A few months later Andy received another letter from TV Licensing saying they had used alternative detection methods and had "reasonable grounds to believe that television receiving equipment is being used, unlicensed, on your premises."

I think that aptly demonstrates what pathetic and opportunistic vultures TV Licensing actually are. They clearly fabricated their "reasonable grounds" in a further attempt to coerce Andy into paying for something he didn't legally need. How else could they have "reasonable grounds" to assume a genuine non-TV user was committing an offence?

I recently read another TV Licensing letter where their representative, bold as brass, point blank denied any of their employees had been convicted of assaulting members of the public in the course of their duties. A quick Google on Ron Sinclair reveals the indisputable truth of the matter.

TV Licensing: The database is crap, but our imagination and propensity to tell lies knows no bounds.

2 comments:

Anonymous said...

If TV detector vans could detect TV being used , then how ?
I am interested in the ?science? of TV detection.

Janet Winslow said...

In the 'old days' analogue TVs would radiate a number of signals as part of their operation. A radio does too - read "Spycatcher".

There was the local oscillator and frame/line synchronising oscillators. These signals can radiate for some tens of metres and have characteristics that easily identify what channel the TV is tuned to. If they match up to any live transmission (which can be independently received in the detection van) - you're nicked!

Many of the vans were just scary looking dummies anyway - but I know there were at least two working ones. Anyone with a background in RF engineering would realise that all the scary-looking antennas they displayed were just nonsense.
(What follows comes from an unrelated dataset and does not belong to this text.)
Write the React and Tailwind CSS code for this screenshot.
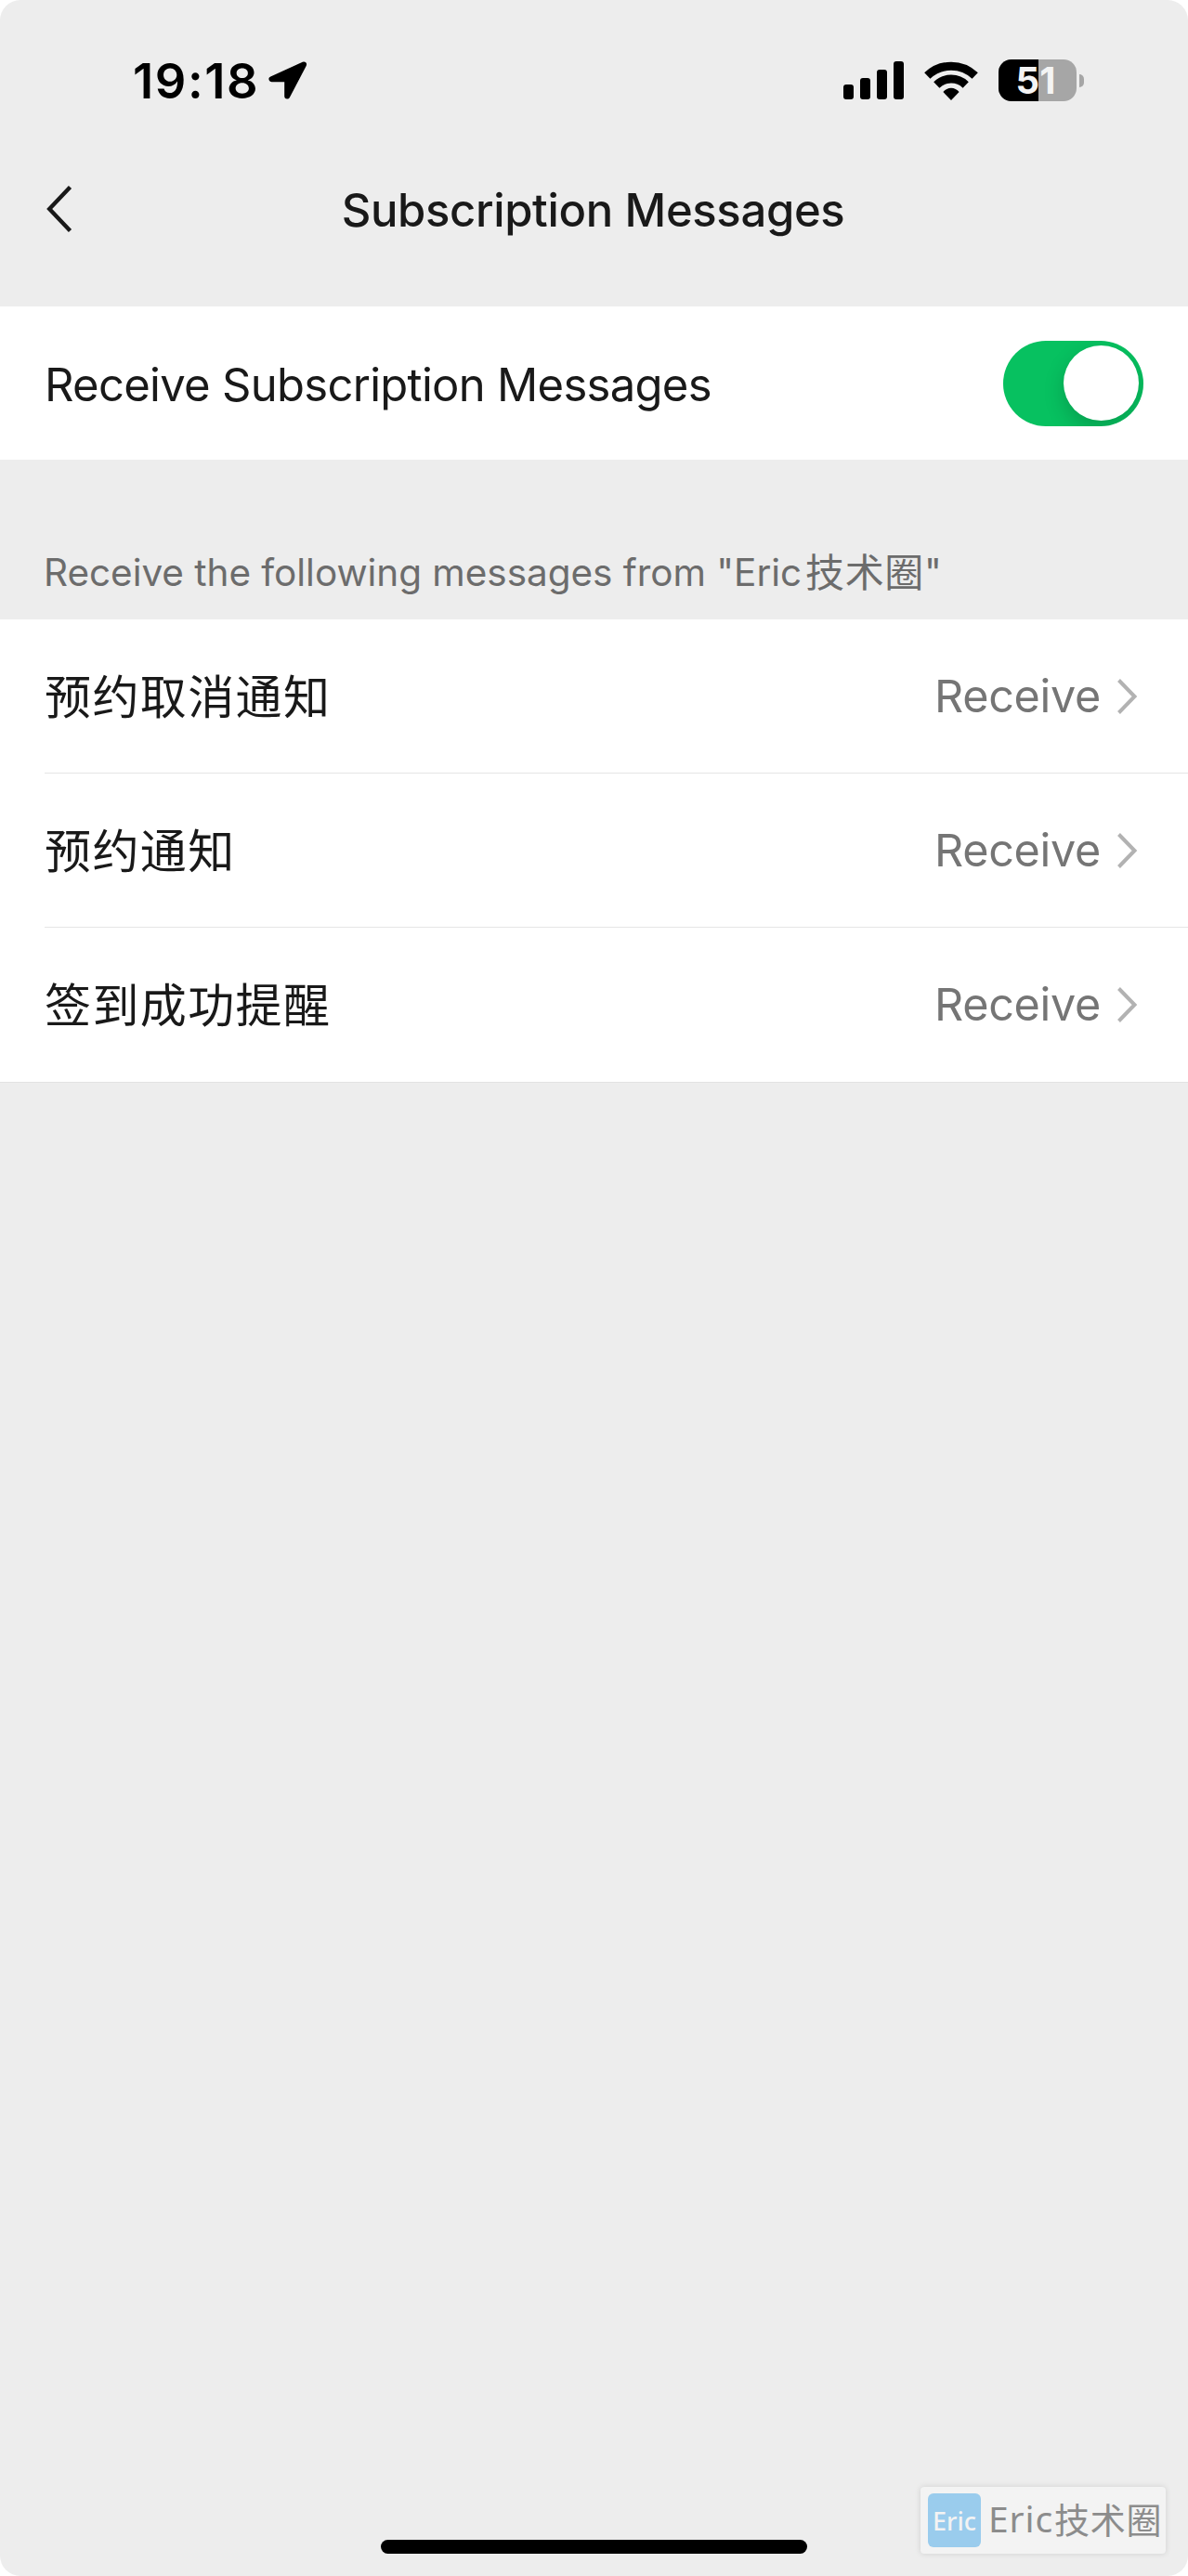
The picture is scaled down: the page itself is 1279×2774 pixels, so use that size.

Modern TVs don't operate in the same way, so if detection is accomplished at all, it now done in one of two ways: monitoring of the light from the screen (done by careful analysis of any light visible though the window - curtains drawn or not) and compared to the picture changes of channels monitored from the van, or by detecting sound by bouncing lasers from the windows. It's no secret that the latter method is used by security forces, but even in 21st century UK, I suspect the implications for privacy prevent that method being used for something so trivial as TV detection!